Шрифт:
Закладка:
Нехорошее предчувствие сжало сердце:
– А что с моей сестрой Валей?
– Она в садике. Сейчас ты сбегаешь за ней и будешь собираться. Вы уезжаете отсюда.
Нонна, словно не слыша, повторяла:
– Я хочу знать, где мои родители.
Незнакомец усмехнулся:
– Твои родители – враги народа. Лучше тебе ничего о них не знать.
– Это неправда!
Закрыв лицо руками, девочка громко заплакала. Не обращая никакого внимания на слезы, мужчина подошел к ней и, взяв за плечи, подтолкнул к двери:
– Быстро беги за сестрой.
Вытирая глаза, Нонна помчалась в садик. В тот же день их с Валей увезли сначала в севастопольский приемник-распределитель НКВД, а через месяц вместе с десятками других детей репрессированных руководителей города и флота направили в детский дом Волчанска.
Глава 19
Сибирь. Лагерь, 1938 год
Туз сидел на нарах и жевал пайку хлеба, любезно предоставленную ему новичком. Вот уже неделю он, исполняя просьбу НКВД, всячески издевался над Михаилом Андреевичем, провоцируя скандалы во время работы, прогулок и на пути в столовую.
Во время первого столкновения политический попробовал постоять за себя, однако это ему не удалось. Глухарь уже забыл причину, по которой ни с того ни с сего привязался к Шаткину, а тот, попытавшись дать отпор, был сбит с ног свитой Туза. Уголовники накинулись на беднягу и непременно забили бы его до смерти. Организовавший все это Туз вовремя остановил приятелей. Приказа о лишении жизни он не получал. К тому же из мертвеца не выудишь никакой информации.

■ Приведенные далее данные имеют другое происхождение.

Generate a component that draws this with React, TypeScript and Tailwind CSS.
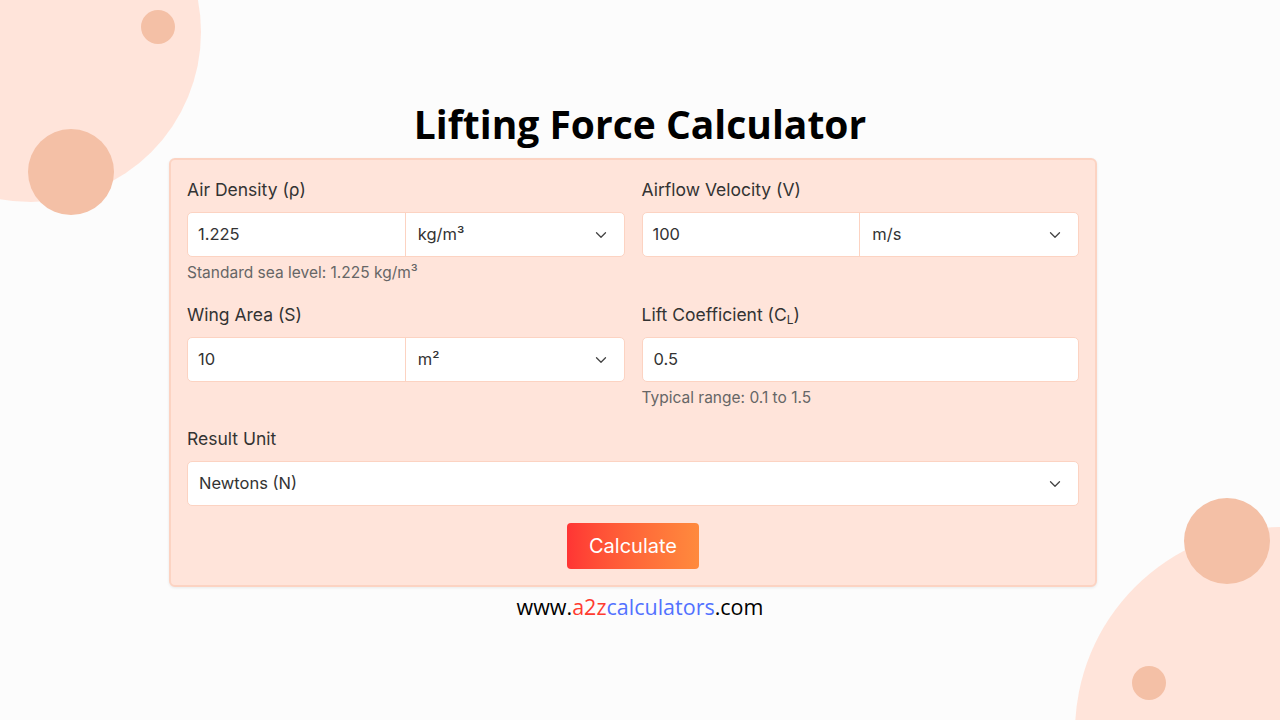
import { ChevronDown } from "lucide-react";

function Chevron() {
  return <ChevronDown size={18} strokeWidth={1.75} className="text-[#444]" />;
}

function UnitInput({ value, unit }: { value: string; unit: string }) {
  return (
    <div className="flex h-[45px] rounded-[5px] border border-[#fcd3c2] bg-white">
      <div className="flex w-1/2 items-center border-r border-[#fcd3c2] pl-[10px] text-[16.5px] text-[#333]">{value}</div>
      <div className="flex w-1/2 items-center justify-between pl-[12px] pr-[14px] text-[16.5px] text-[#333]">
        <span>{unit}</span>
        <Chevron />
      </div>
    </div>
  );
}

function Label({ children }: { children: React.ReactNode }) {
  return <div className="mb-[10px] h-[24px] text-[17.5px] leading-[24px] text-[#333]">{children}</div>;
}

function Hint({ children }: { children: React.ReactNode }) {
  return <div className="mt-[6px] text-[15.5px] leading-[20px] text-[#666]">{children}</div>;
}

export default function App() {
  return (
    <div className="relative h-[720px] w-[1280px] overflow-hidden bg-[#fcfcfc]" style={{ fontFamily: "Inter, 'Noto Sans', sans-serif" }}>
      {/* decorative circles */}
      <div className="absolute left-[-139px] top-[-138px] h-[340px] w-[340px] rounded-full bg-[#ffe4da]" />
      <div className="absolute left-[141px] top-[10px] h-[34px] w-[34px] rounded-full bg-[#f4c0a6]" />
      <div className="absolute left-[28px] top-[129px] h-[86px] w-[86px] rounded-full bg-[#f4c0a6]" />
      <div className="absolute left-[1075px] top-[527px] h-[410px] w-[410px] rounded-full bg-[#ffe4da]" />
      <div className="absolute left-[1184px] top-[498px] h-[86px] w-[86px] rounded-full bg-[#f4c0a6]" />
      <div className="absolute left-[1132px] top-[666px] h-[34px] w-[34px] rounded-full bg-[#f4c0a6]" />

      <div className="relative flex flex-col items-center pt-[100px]">
        <h1 className="text-[39px] font-bold leading-[48px] text-black" style={{ fontFamily: "'Open Sans', sans-serif" }}>
          Lifting Force Calculator
        </h1>

        <div className="mr-[14px] mt-[10px] w-[928px] rounded-[6px] border-2 border-[#fcd3c2] bg-[#ffe4da] px-[16px] pb-[16px] pt-[18px] shadow-[0_1px_3px_rgba(0,0,0,0.08)]">
          <div className="grid grid-cols-2 gap-x-[17px] gap-y-[20px]">
            <div>
              <Label>Air Density (ρ)</Label>
              <UnitInput value="1.225" unit="kg/m³" />
              <Hint>Standard sea level: 1.225 kg/m³</Hint>
            </div>
            <div>
              <Label>Airflow Velocity (V)</Label>
              <UnitInput value="100" unit="m/s" />
            </div>
            <div>
              <Label>Wing Area (S)</Label>
              <UnitInput value="10" unit="m²" />
            </div>
            <div>
              <Label>
                Lift Coefficient (C<sub className="text-[12px]">L</sub>)
              </Label>
              <div className="flex h-[45px] items-center rounded-[5px] border border-[#fcd3c2] bg-white pl-[11px] text-[16.5px] text-[#333]">0.5</div>
              <Hint>Typical range: 0.1 to 1.5</Hint>
            </div>
          </div>

          <div className="mt-[19px]">
            <Label>Result Unit</Label>
            <div className="flex h-[45px] items-center justify-between rounded-[5px] border border-[#fcd3c2] bg-white pl-[11px] pr-[14px] text-[16.5px] text-[#333]">
              <span>Newtons (N)</span>
              <Chevron />
            </div>
          </div>

          <div className="mt-[17px] flex justify-center">
            <button className="h-[46px] w-[132px] rounded-[4px] bg-gradient-to-r from-[#ff3434] to-[#ff8a3d] text-[20px] text-white">
              Calculate
            </button>
          </div>
        </div>

        <div className="mt-[6px] text-[21.5px] leading-[28px] text-black" style={{ fontFamily: "'Open Sans', sans-serif" }}>
          www.<span className="text-[#ff3b30]">a2z</span>
          <span className="text-[#5271ff]">calculators</span>.com
        </div>
      </div>
    </div>
  );
}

После первой драки Михаилу Андреевичу сделалось так плохо, что сам начальник лагеря провел его в санчасть, где тюремный врач, тоже из политических, велел ему полежать не менее двух дней.

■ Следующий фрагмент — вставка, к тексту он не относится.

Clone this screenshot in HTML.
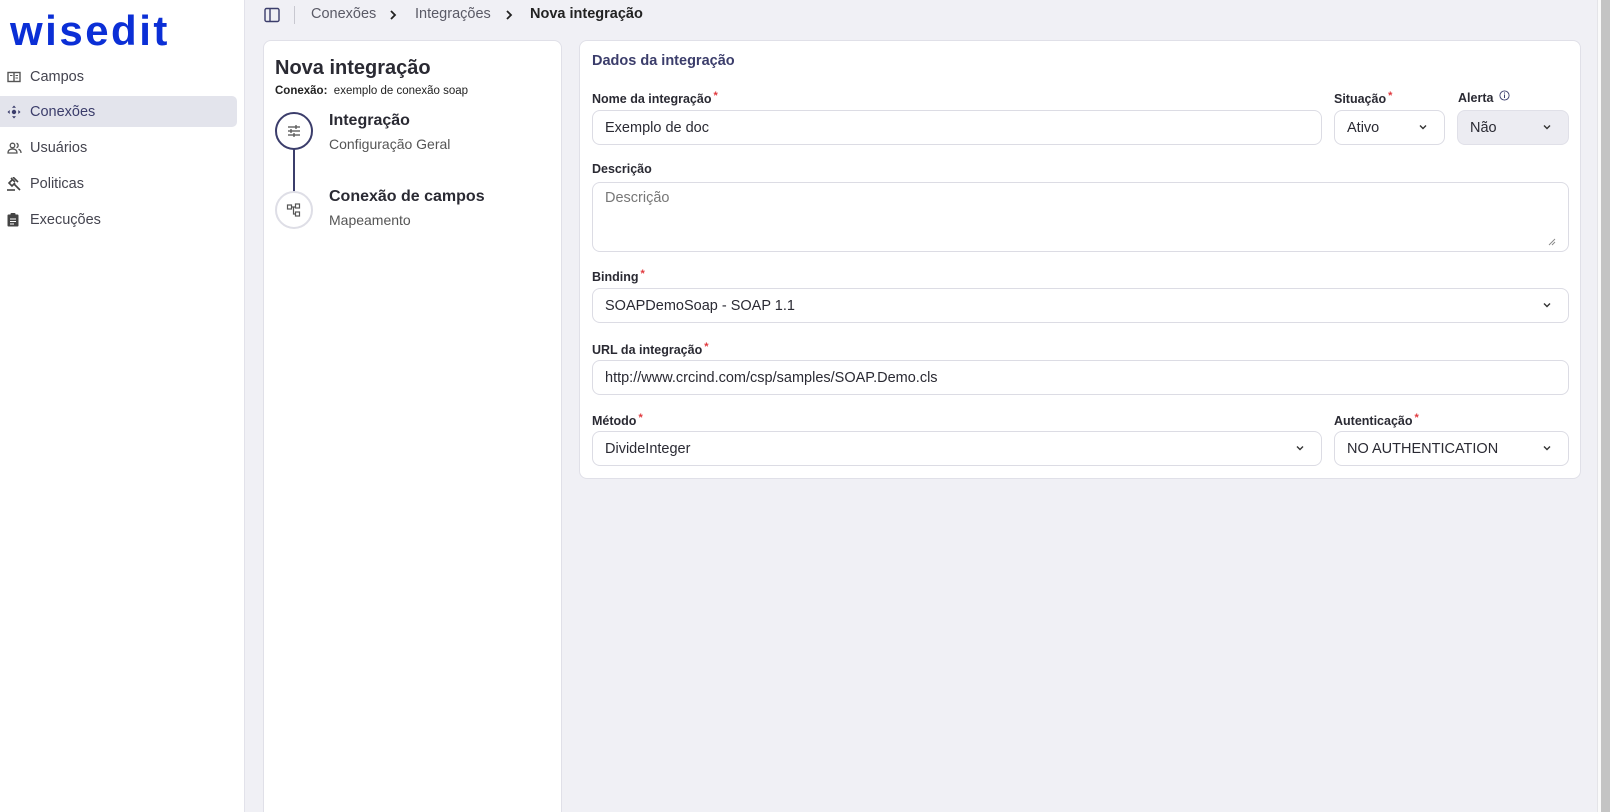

В тот же вечер Глухаря навестил Кононенко.
– Идиот! Если он сдохнет, не открыв тайны, я тебя сгною. Чтобы больше такого не было!

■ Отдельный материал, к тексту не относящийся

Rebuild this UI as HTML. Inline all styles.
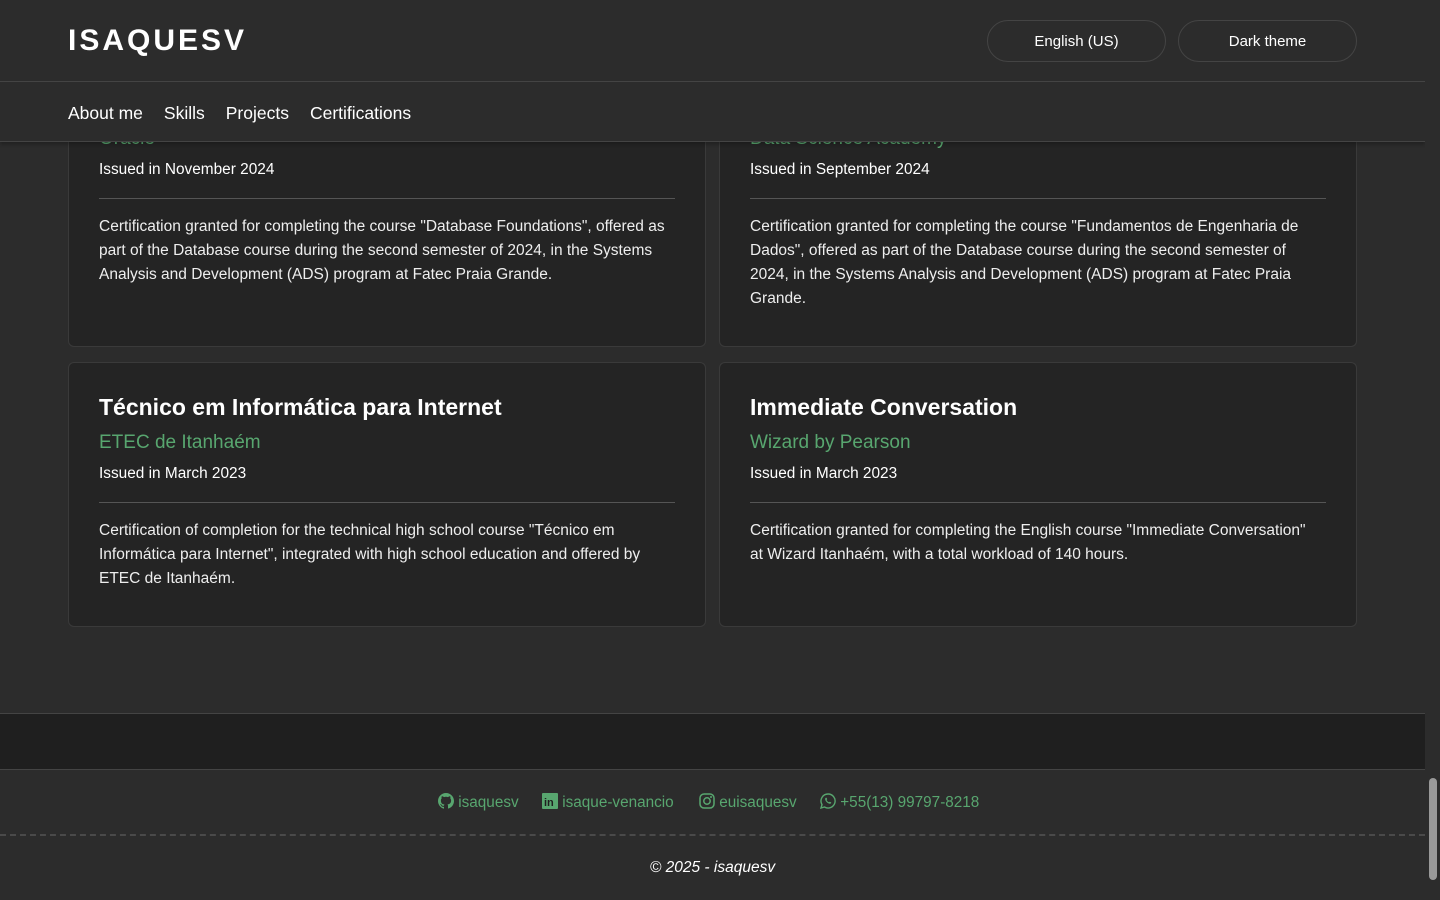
<!DOCTYPE html>
<html><head><meta charset="utf-8"><style>
*{margin:0;padding:0;box-sizing:border-box}
body{width:1440px;height:900px;overflow:hidden;background:#2c2c2c;font-family:"Liberation Sans",sans-serif;color:#fff;position:relative}
.a{position:absolute}
.card{position:absolute;background:#242424;border:1px solid #3a3a3a;border-radius:6px}
.card .t{position:absolute;left:30px;font-size:23px;font-weight:bold;white-space:nowrap}
.card .i{position:absolute;left:30px;font-size:19px;color:#58a66f;white-space:nowrap}
.card .d{position:absolute;left:30px;font-size:15.4px;white-space:nowrap}
.card .hr{position:absolute;left:30px;right:30px;height:1px;background:#555}
.card .p{position:absolute;left:30px;font-size:15.5px;line-height:24px;white-space:nowrap;color:#eee}
.btn{position:absolute;top:20px;width:179px;height:42px;border:1px solid #444;border-radius:21px;text-align:center;line-height:42px;font-size:15px}
.soc{position:absolute;top:793px;font-size:15.3px;color:#58a66f;white-space:nowrap}
</style></head><body>
<div class="card" style="left:68px;top:58px;width:638px;height:289px">
<div class="i" style="top:69px">Oracle</div>
<div class="d" style="top:102px">Issued in November 2024</div>
<div class="hr" style="top:139px"></div>
<div class="p" style="top:156px">Certification granted for completing the course "Database Foundations", offered as<br>part of the Database course during the second semester of 2024, in the Systems<br>Analysis and Development (ADS) program at Fatec Praia Grande.</div>
</div>
<div class="card" style="left:719px;top:58px;width:638px;height:289px">
<div class="i" style="top:69px">Data Science Academy</div>
<div class="d" style="top:102px">Issued in September 2024</div>
<div class="hr" style="top:139px"></div>
<div class="p" style="top:156px">Certification granted for completing the course "Fundamentos de Engenharia de<br>Dados", offered as part of the Database course during the second semester of<br>2024, in the Systems Analysis and Development (ADS) program at Fatec Praia<br>Grande.</div>
</div>
<div class="card" style="left:68px;top:362px;width:638px;height:265px">
<div class="t" style="top:31px">Técnico em Informática para Internet</div>
<div class="i" style="top:69px">ETEC de Itanhaém</div>
<div class="d" style="top:102px">Issued in March 2023</div>
<div class="hr" style="top:139px"></div>
<div class="p" style="top:156px">Certification of completion for the technical high school course "Técnico em<br>Informática para Internet", integrated with high school education and offered by<br>ETEC de Itanhaém.</div>
</div>
<div class="card" style="left:719px;top:362px;width:638px;height:265px">
<div class="t" style="top:31px">Immediate Conversation</div>
<div class="i" style="top:69px">Wizard by Pearson</div>
<div class="d" style="top:102px">Issued in March 2023</div>
<div class="hr" style="top:139px"></div>
<div class="p" style="top:156px">Certification granted for completing the English course "Immediate Conversation"<br>at Wizard Itanhaém, with a total workload of 140 hours.</div>
</div>

<div class="a" style="left:0;top:0;width:1425px;height:142px;background:#2c2c2c;border-bottom:1px solid #444;box-shadow:0 2px 4px rgba(0,0,0,.3)"></div>
<div class="a" style="left:0;top:81px;width:1425px;height:1px;background:#444"></div>
<div class="a" style="left:68px;top:24px;font-size:30px;font-weight:bold;letter-spacing:3px">ISAQUESV</div>
<div class="btn" style="left:987px">English (US)</div>
<div class="btn" style="left:1178px">Dark theme</div>
<div class="a" style="left:68px;top:103px;font-size:17.5px;white-space:nowrap">About me<span style="margin-left:21px">Skills</span><span style="margin-left:21px">Projects</span><span style="margin-left:21px">Certifications</span></div>

<div class="a" style="left:0;top:713px;width:1425px;height:57px;background:#1f1f1f;border-top:1px solid #444;border-bottom:1px solid #444"></div>
<div class="soc" style="left:438px"><svg width="16" height="16" viewBox="0 0 16 16" style="vertical-align:-2px"><path fill="#58a66f" d="M8 0C3.6 0 0 3.6 0 8c0 3.5 2.3 6.5 5.5 7.6.4.1.5-.2.5-.4v-1.4c-2.2.5-2.7-1-2.7-1-.4-.9-.9-1.2-.9-1.2-.7-.5.1-.5.1-.5.8.1 1.200.8 1.2.8.7 1.3 1.9.9 2.3.7.1-.5.3-.9.5-1.1-1.8-.2-3.6-.9-3.6-4 0-.9.3-1.6.8-2.1-.1-.2-.4-1 .1-2.1 0 0 .7-.2 2.2.8.6-.2 1.3-.3 2-.3s1.4.1 2 .3c1.5-1 2.2-.8 2.2-.8.4 1.1.2 1.9.1 2.1.5.6.8 1.3.8 2.1 0 3.1-1.9 3.7-3.6 3.900.3.3.5.8.5 1.5v2.2c0 .2.1.5.6.4C13.7 14.5 16 11.5 16 8c0-4.4-3.6-8-8-8z"/></svg> isaquesv</div>
<div class="soc" style="left:542px"><svg width="16" height="16" viewBox="0 0 16 16" style="vertical-align:-2px"><rect width="16" height="16" rx="1" fill="#58a66f"/><text x="2" y="13" font-size="11" font-weight="bold" fill="#1f1f1f" font-family="Liberation Sans">in</text></svg> isaque-venancio</div>
<div class="soc" style="left:699px"><svg width="16" height="16" viewBox="0 0 16 16" style="vertical-align:-2px"><rect x="1" y="1" width="14" height="14" rx="4" fill="none" stroke="#58a66f" stroke-width="1.5"/><circle cx="8" cy="8" r="3.2" fill="none" stroke="#58a66f" stroke-width="1.5"/><circle cx="12" cy="4" r="1" fill="#58a66f"/></svg> euisaquesv</div>
<div class="soc" style="left:820px"><svg width="16" height="16" viewBox="0 0 16 16" style="vertical-align:-2px"><path d="M8 1a7 7 0 0 0-6 10.6L1 15l3.5-1A7 7 0 1 0 8 1z" fill="none" stroke="#58a66f" stroke-width="1.4"/><path d="M5.5 5c.3-.5 1-.5 1.2 0l.5 1.2-.6.8c.5 1 1.3 1.8 2.300 2.3l.8-.6 1.2.5c.5.2.5.9 0 1.2-1 .8-3 0-4.300-1.4S4.7 6 5.5 5z" fill="#58a66f"/></svg> +55(13) 99797-8218</div>
<div class="a" style="left:0;top:834px;width:1425px;border-top:2px dashed #4a4a4a"></div>
<div class="a" style="left:0;top:859px;width:1425px;text-align:center;font-size:15.5px;font-style:italic">© 2025 - isaquesv</div>

<div class="a" style="left:1425px;top:0;width:15px;height:900px;background:#2c2c2c"></div>
<div class="a" style="left:1429px;top:778px;width:8px;height:102px;background:#999;border-radius:4px"></div>
</body></html>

Слово «тайна» почему-то крепко засело в мозгу уголовника. Чутье охотника подсказало: она не имеет ничего общего с заговорами. Здесь нечто большее, возможно, при удачном раскладе найдется, чем поживиться, и ему.
Вот почему сейчас вор в законе жевал хлеб и напряженно думал, как поступить дальше, чтобы первым узнать то, что хочет знать НКВД.
Немного поразмыслив, он решил продолжать истязания.
«Интересно, как он поведет себя? Сколько выдержит?» – подумал уголовник.
Он не предполагал, что такие же вопросы задает себе и Михаил Андреевич, ощупывая спрятанный под матрасом твердый предмет – заточку, выменянную у зэка на порцию рыбной бурды. Он твердо решил: как только станет невмоготу терпеть физическую боль, он покончит с собой. Но прежде надо было переговорить с женой или написать ей письмо. Михаил не хотел уходить из жизни, не сообщив ей нечто важное.
Когда конвойный повел его к приехавшему следователю, бывший эпроновец даже обрадовался. Может быть, увидев, как ему трудно, сотрудник НКВД сделает наконец вывод: ни о каком золоте Шаткин и ведать не ведает.
Однако прибывший по его душу Викторов не думал сдавать позиции. С удовлетворением оглядев заключенного с головы до ног, он усмехнулся:
– Продолжаете упорствовать?
Не дожидаясь разрешения, Михаил Андреевич устало опустился на табурет.
– Если вы о том же, товарищ следователь, мы зря потеряем время. Насколько я знаю, из Севастополя путь неблизкий…
Анатолий еле сдержался, чтобы не ударить этого упрямца. Блеск золота ослеплял.
– Мне больно смотреть, как вы калечите свою судьбу и судьбу своих родных.